Bei der Polizei lohnt sich ein Geständnis also praktisch nie. Zumal zu diesem frühen Zeitpunkt meist keine Akteneinsicht gewährt worden ist. Weder der Beschuldigte noch der (hoffentlich vorhandene) Verteidiger wissen also, welche Beweise die Ermittler tatsächlich haben. Ich habe schon genug Akten auf den Tisch bekommen, die außer dem sofortigen Geständnis kein anderes brauchbares Beweismittel enthielten. Dem damals noch auf sich allein gestellten Mandanten wurde dagegen erzählt, die Sache sei doch klar, es gebe genug Zeugen und Spuren. Sätze wie „Leugnen ist zwecklos“, „Machen Sie es nicht schlimmer, als es ist“ und „Sie wollen uns wohl für dumm verkaufen?“ sind durchaus etwas mehr als Versatzstücke aus deutschen Fernsehkrimis.
Ist eine Einstellung des Verfahrens möglich oder möchte man vielleicht mit einem Strafbefehl die öffentliche Verhandlung vermeiden, kann später der Staatsanwalt die richtige Adresse für ein Geständnis sein. Da befindet man sich aber schon in ruhigerem Fahrwasser. Insbesondere hat der Verteidiger dann regelmäßig schon Akteneinsicht erhalten, so dass beide Seiten über die gleichen Informationen verfügen. Ab diesem Punkt kann der Beschuldigte, abgesehen vom Sonderfall der drohenden U-Haft, einen Nutzen für sich erwarten. Ebenso natürlich der Staatsanwalt. Der erspart sich durch den „kleinen Deal“ weitere Ermittlungen und das Brüten über einer Anklageschrift.
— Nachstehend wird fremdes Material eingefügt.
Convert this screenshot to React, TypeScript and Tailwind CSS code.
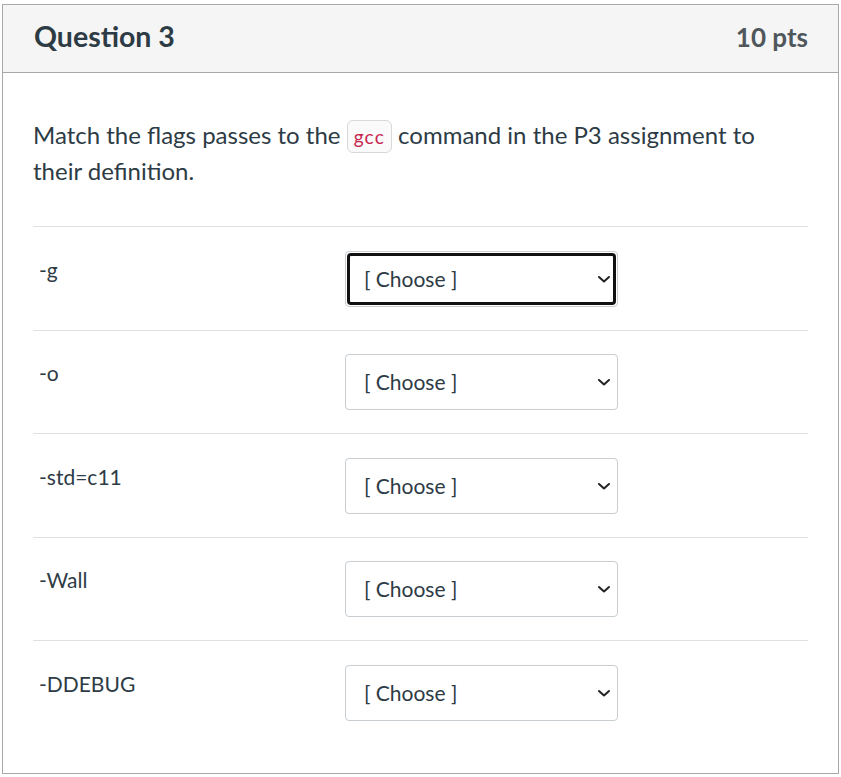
import React from "react";

const flags = ["-g", "-o", "-std=c11", "-Wall", "-DDEBUG"];

function Chevron() {
  return (
    <svg width="14" height="14" viewBox="0 0 14 14" fill="none" className="text-[#222]">
      <path d="M2 5l5 4.5L12 5" stroke="currentColor" strokeWidth="2" strokeLinecap="round" strokeLinejoin="round" />
    </svg>
  );
}

function ChooseBox({ focused }: { focused?: boolean }) {
  return (
    <div
      className={
        focused
          ? "flex h-[56px] w-[273px] items-center rounded-[4px] border border-[#c7cdd1] p-[1px]"
          : "flex h-[56px] w-[273px] items-center rounded-[4px] border border-[#c7cdd1]"
      }
    >
      {focused ? (
        <div className="flex h-full w-full items-center justify-between rounded-[4px] border-[3px] border-[#111] pl-[14px] pr-[2px]">
          <span className="text-[21px] text-[#2d3b45]">[ Choose ]</span>
          <Chevron />
        </div>
      ) : (
        <div className="flex h-full w-full items-center justify-between pl-[18px] pr-[6px]">
          <span className="text-[21px] text-[#2d3b45]">[ Choose ]</span>
          <Chevron />
        </div>
      )}
    </div>
  );
}

export default function App() {
  return (
    <div className="min-h-[777px] bg-white pt-[4px] pl-[2px] font-['Lato','Noto_Sans',sans-serif] text-[#2d3b45]">
      <div className="w-[837px] border border-[#a9a9a9]">
        <div className="flex h-[68px] items-center justify-between border-b border-[#a9a9a9] bg-[#f5f5f5] pb-[4px] pl-[31px] pr-[30px]">
          <h2 className="text-[28.5px] font-bold leading-none">Question 3</h2>
          <span className="text-[26px] font-bold leading-none text-[#4f575c]">10 pts</span>
        </div>
        <div className="px-[30px] pt-[44px] pb-[29px]">
          <p className="pr-[20px] text-[24px] leading-[36px]">
            Match the flags passes to the{" "}
            <code className="rounded-[6px] border border-[#d6d9db] bg-[#fafafa] px-[6px] py-[4px] font-['Lato',sans-serif] text-[19px] leading-none tracking-[1.2px] text-[#c7254e]">
              gcc
            </code>{" "}
            command in the P3 assignment to their definition.
          </p>
          <div className="mt-[37px]">
            {flags.map((f, i) => (
              <div key={f} className="flex border-t border-[#dde1e4] pt-[23.5px] pb-[23px]">
                <div className="w-[312px] pl-[6px] pt-[8px] text-[21px] leading-none">{f}</div>
                <ChooseBox focused={i === 0} />
              </div>
            ))}
          </div>
        </div>
      </div>
    </div>
  );
}
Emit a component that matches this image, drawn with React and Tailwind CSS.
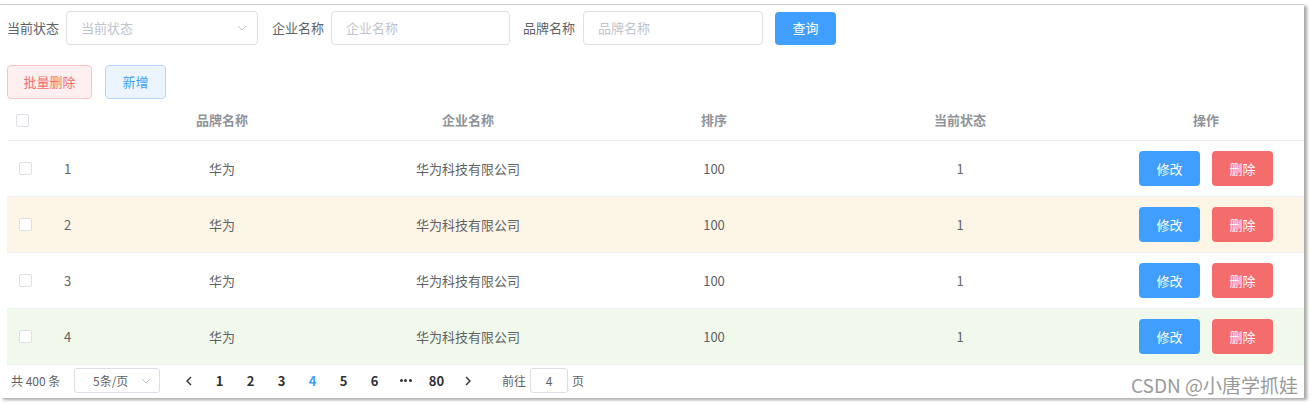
import React from "react";

const rows = [
  { id: 1, brand: "华为", company: "华为科技有限公司", order: 100, status: 1, bg: "bg-white" },
  { id: 2, brand: "华为", company: "华为科技有限公司", order: 100, status: 1, bg: "bg-[#fdf5e6]" },
  { id: 3, brand: "华为", company: "华为科技有限公司", order: 100, status: 1, bg: "bg-white" },
  { id: 4, brand: "华为", company: "华为科技有限公司", order: 100, status: 1, bg: "bg-[#f0f9eb]" },
];

const pages = ["1", "2", "3", "4", "5", "6", "more", "80"];

const Arrow = ({ className }) => (
  <svg className={className} width="10" height="6" viewBox="0 0 10 6" fill="none">
    <polyline points="1,1 5,5 9,1" stroke="#c0c4cc" strokeWidth="1" />
  </svg>
);

const Checkbox = () => (
  <span className="block w-[13px] h-[13px] border border-[#dcdfe6] rounded-[2px] bg-white" />
);

const Input = ({ placeholder, width }) => (
  <div
    className={`${width} h-[34px] border border-[#dcdfe6] rounded-[4px] flex items-center px-[14px] text-[13px] text-[#c0c4cc]`}
  >
    {placeholder}
  </div>
);

const App = () => {
  return (
    <div className="w-[1314px] h-[404px] bg-white pt-[4px] font-['Noto_Sans_CJK_SC',sans-serif]">
      <div className="relative w-[1304px] h-[394px] bg-white border-t border-[#cfcfcf] shadow-[3px_2px_3px_rgba(0,0,0,0.35)] overflow-hidden">
        {/* search form */}
        <div className="flex items-center mt-[6px] pl-[7px] h-[34px] text-[13px] text-[#606266]">
          <span className="w-[59px]">当前状态</span>
          <div className="w-[192px] h-[34px] border border-[#dcdfe6] rounded-[4px] flex items-center justify-between pl-[14px] pr-[10px] text-[#c0c4cc]">
            <span>当前状态</span>
            <Arrow />
          </div>
          <span className="ml-[14px] w-[59px]">企业名称</span>
          <Input placeholder="企业名称" width="w-[179px]" />
          <span className="ml-[13px] w-[60px]">品牌名称</span>
          <Input placeholder="品牌名称" width="w-[180px]" />
          <button className="ml-[12px] w-[61px] h-[33px] rounded-[4px] bg-[#409eff] text-white text-[13px]">
            查询
          </button>
        </div>

        {/* actions */}
        <div className="flex items-center gap-[13px] mt-[20px] pl-[7px]">
          <button className="w-[85px] h-[34px] rounded-[4px] bg-[#fef0f0] border border-[#fbc4c4] text-[#f56c6c] text-[13px]">
            批量删除
          </button>
          <button className="w-[61px] h-[34px] rounded-[4px] bg-[#ecf5ff] border border-[#b3d8ff] text-[#409eff] text-[13px]">
            新增
          </button>
        </div>

        {/* table */}
        <div className="mt-[1px] ml-[7px] w-[1322px] text-[13px]">
          <div className="grid grid-cols-[46px_46px_246px_246px_246px_246px_246px] h-[41px] items-center border-b border-[#ebeef5] font-bold text-[#909399]">
            <div className="pl-[9px]">
              <Checkbox />
            </div>
            <div />
            <div className="text-center">品牌名称</div>
            <div className="text-center">企业名称</div>
            <div className="text-center">排序</div>
            <div className="text-center">当前状态</div>
            <div className="text-center">操作</div>
          </div>
          {rows.map((row) => (
            <div
              key={row.id}
              className={`grid grid-cols-[46px_46px_246px_246px_246px_246px_246px] h-[56px] items-center border-b border-[#ebeef5] text-[#606266] ${row.bg}`}
            >
              <div className="pl-[12px]">
                <Checkbox />
              </div>
              <div className="pl-[11px]">{row.id}</div>
              <div className="text-center">{row.brand}</div>
              <div className="text-center">{row.company}</div>
              <div className="text-center">{row.order}</div>
              <div className="text-center">{row.status}</div>
              <div className="flex justify-center gap-[12px]">
                <button className="w-[61px] h-[35px] rounded-[4px] bg-[#409eff] text-white text-[13px]">
                  修改
                </button>
                <button className="w-[61px] h-[35px] rounded-[4px] bg-[#f56c6c] text-white text-[13px]">
                  删除
                </button>
              </div>
            </div>
          ))}
        </div>

        {/* pagination */}
        <div className="flex items-center h-[31px] pl-[11px] text-[12px] text-[#606266]">
          <span className="w-[63px]">共 400 条</span>
          <div className="w-[86px] h-[25px] border border-[#dcdfe6] rounded-[3px] flex items-center justify-between pl-[18px] pr-[8px] text-[12px]">
            <span>5条/页</span>
            <Arrow />
          </div>
          <div className="flex items-center ml-[13px] text-[13px] font-bold text-[#303133]">
            <span className="w-[31px] flex justify-center">
              <svg width="8" height="10" viewBox="0 0 8 10" fill="none">
                <polyline points="6,1 2,5 6,9" stroke="#303133" strokeWidth="1.4" />
              </svg>
            </span>
            {pages.map((p) =>
              p === "more" ? (
                <span key={p} className="w-[31px] flex justify-center items-center gap-[1.5px]">
                  <span className="w-[3px] h-[3px] rounded-full bg-[#303133]" />
                  <span className="w-[3px] h-[3px] rounded-full bg-[#303133]" />
                  <span className="w-[3px] h-[3px] rounded-full bg-[#303133]" />
                </span>
              ) : (
                <span
                  key={p}
                  className={`w-[31px] text-center ${p === "4" ? "text-[#409eff]" : ""}`}
                >
                  {p}
                </span>
              )
            )}
            <span className="w-[31px] flex justify-center">
              <svg width="8" height="10" viewBox="0 0 8 10" fill="none">
                <polyline points="2,1 6,5 2,9" stroke="#303133" strokeWidth="1.4" />
              </svg>
            </span>
          </div>
          <span className="ml-[19px]">前往</span>
          <div className="ml-[4px] w-[38px] h-[25px] border border-[#dcdfe6] rounded-[3px] flex items-center justify-center text-[12px]">
            4
          </div>
          <span className="ml-[4px]">页</span>
        </div>

        {/* watermark */}
        <span className="absolute right-[6px] top-[369px] text-[19px] leading-[22px] text-[#9a9a9a]">
          CSDN @小唐学抓娃
        </span>
      </div>
    </div>
  );
};

export default App;
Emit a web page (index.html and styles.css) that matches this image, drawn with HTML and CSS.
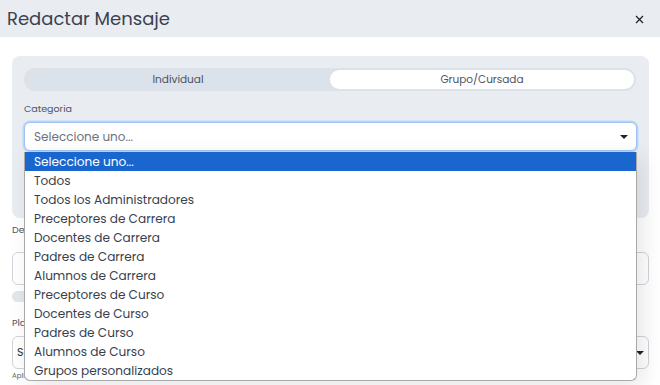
FILE: index.html
```html
<!DOCTYPE html>
<html lang="es">
<head>
<meta charset="utf-8">
<link rel="stylesheet" href="styles.css">
</head>
<body>
<div class="modal">
  <div class="modal-header">
    <h1 class="modal-title">Redactar Mensaje</h1>
    <svg class="close" width="9" height="9" viewBox="0 0 9 9"><path d="M1 1L8 8M8 1L1 8" stroke="#1d2433" stroke-width="1.3" fill="none"/></svg>
  </div>
  <div class="modal-body">
    <div class="card">
      <div class="toggle">
        <div class="toggle-opt">Individual</div>
        <div class="toggle-opt active">Grupo/Cursada</div>
      </div>
      <div class="label">Categoria</div>
      <div class="select-wrap">
        <div class="select focus">
          <span class="placeholder">Seleccione uno...</span>
          <span class="caret"></span>
        </div>
        <ul class="dropdown">
          <li class="selected">Seleccione uno...</li>
          <li>Todos</li>
          <li>Todos los Administradores</li>
          <li>Preceptores de Carrera</li>
          <li>Docentes de Carrera</li>
          <li>Padres de Carrera</li>
          <li>Alumnos de Carrera</li>
          <li>Preceptores de Curso</li>
          <li>Docentes de Curso</li>
          <li>Padres de Curso</li>
          <li>Alumnos de Curso</li>
          <li>Grupos personalizados</li>
        </ul>
      </div>
    </div>
    <div class="label dest">Destinatarios</div>
    <div class="input"></div>
    <div class="pill"></div>
    <div class="label plant">Plantilla</div>
    <div class="select plain">
      <span class="ph-dark">Seleccione uno...</span>
      <span class="caret"></span>
    </div>
    <div class="hint">Aplica una plantilla predefinida</div>
  </div>
</div>
</body>
</html>
```
FILE: styles.css
```css
* { box-sizing: border-box; }
html, body { margin: 0; padding: 0; }
body {
  width: 660px;
  height: 385px;
  overflow: hidden;
  background: #fff;
  font-family: "Poppins", "Open Sans", sans-serif;
  color: #3b4252;
}
.modal-header {
  height: 37px;
  background: #e9ecf1;
  display: flex;
  align-items: center;
  justify-content: space-between;
  padding: 0 16px 0 7px;
}
.modal-title {
  margin: 0;
  font-size: 18px;
  font-weight: 400;
  color: #3a4150;
}
.close {
  margin-top: 1px;
}
.modal-body {
  padding: 19px 11px 0 12px;
}
.card {
  background: #e9ecf1;
  border-radius: 8px;
  padding: 12px 12px 0 12px;
  height: 162px;
}
.toggle {
  display: flex;
  background: #dbe2ea;
  border-radius: 12px;
  height: 23px;
  padding: 2px;
  margin-right: 1px;
}
.toggle-opt {
  flex: 1;
  display: flex;
  align-items: center;
  justify-content: center;
  font-size: 10.5px;
  color: #4a5160;
  border-radius: 10px;
}
.toggle-opt.active {
  background: #fff;
}
.label {
  font-size: 9.5px;
  color: #4d5462;
  margin: 12px 0 7px 0;
  line-height: 12px;
}
.select-wrap {
  position: relative;
}
.select {
  height: 29px;
  background: #fff;
  border: 1px solid #ced4da;
  border-radius: 6px;
  display: flex;
  align-items: center;
  justify-content: space-between;
  padding: 0 8px 0 9px;
  font-size: 12px;
}
.select.focus {
  border-color: #9ec3f3;
  box-shadow: 0 0 0 1.5px #bcd6f7;
}
.placeholder { color: #6c737e; }
.caret {
  width: 0; height: 0;
  border-left: 4px solid transparent;
  border-right: 4px solid transparent;
  border-top: 4px solid #222;
}
.dropdown {
  position: absolute;
  left: 0;
  right: 0;
  top: 30px;
  margin: 0;
  padding: 0;
  list-style: none;
  background: #fff;
  border: 1px solid #a9a9a9;
  border-top: none;
  border-radius: 0 0 6px 6px;
  box-shadow: 6px 6px 22px rgba(0,0,0,0.10);
  overflow: hidden;
  z-index: 5;
}
.dropdown li {
  height: 19px;
  line-height: 19px;
  padding-left: 9px;
  font-size: 12.1px;
  color: #3b3f4c;
}
.dropdown li.selected {
  background: #1a66cf;
  color: #fff;
}
.label.dest {
  margin: 6px 0 16px 0;
}
.label.plant {
  margin: 15px 0 7px 0;
}
.input {
  height: 33px;
  border: 1px solid #ced4da;
  border-radius: 6px;
  background: #fff;
}
.pill {
  height: 11px;
  width: 300px;
  margin-top: 6px;
  background: #e3e7ec;
  border-radius: 6px;
}
.select.plain {
  height: 33px;
  padding: 0 4px 0 4px;
}
.ph-dark { color: #333; font-size: 11px; }
.hint {
  font-size: 7px;
  color: #666;
  margin-top: 2px;
}
```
Betrachtet man das Geständnis also nicht als Bürgerpflicht gegenüber der Polizei, gibt es dafür gute und schlechte Zeitpunkte. Es ist ganz alleine Sache des Beschuldigten, für welchen Zeitpunkt er sich entscheidet.
Wenn man nun den eingangs erwähnten Doppelmord betrachtet, dürfte das publikumswirksam (wieso eigentlich?) angekündigte Geständnis dem Beschuldigten außer dem Gefühl, sich die Last von der Seele geredet zu haben, extrem wenig bringen. Dass er wegen rührender Ehrlichkeit von der Untersuchungshaft verschont wird, darf der Verdächtige angesichts des Mordvorwurfs und der ihm schon mal per polizeilicher Blitzdiagnose angedichteten Neigung zum Serienkiller ja wohl kaum erwarten.
Aber man kann aus seinem Verhalten lernen. Für den Fall, dass man selbst mal Beschuldigter ist und sich dennoch zu fragen traut: Was bringt es mir?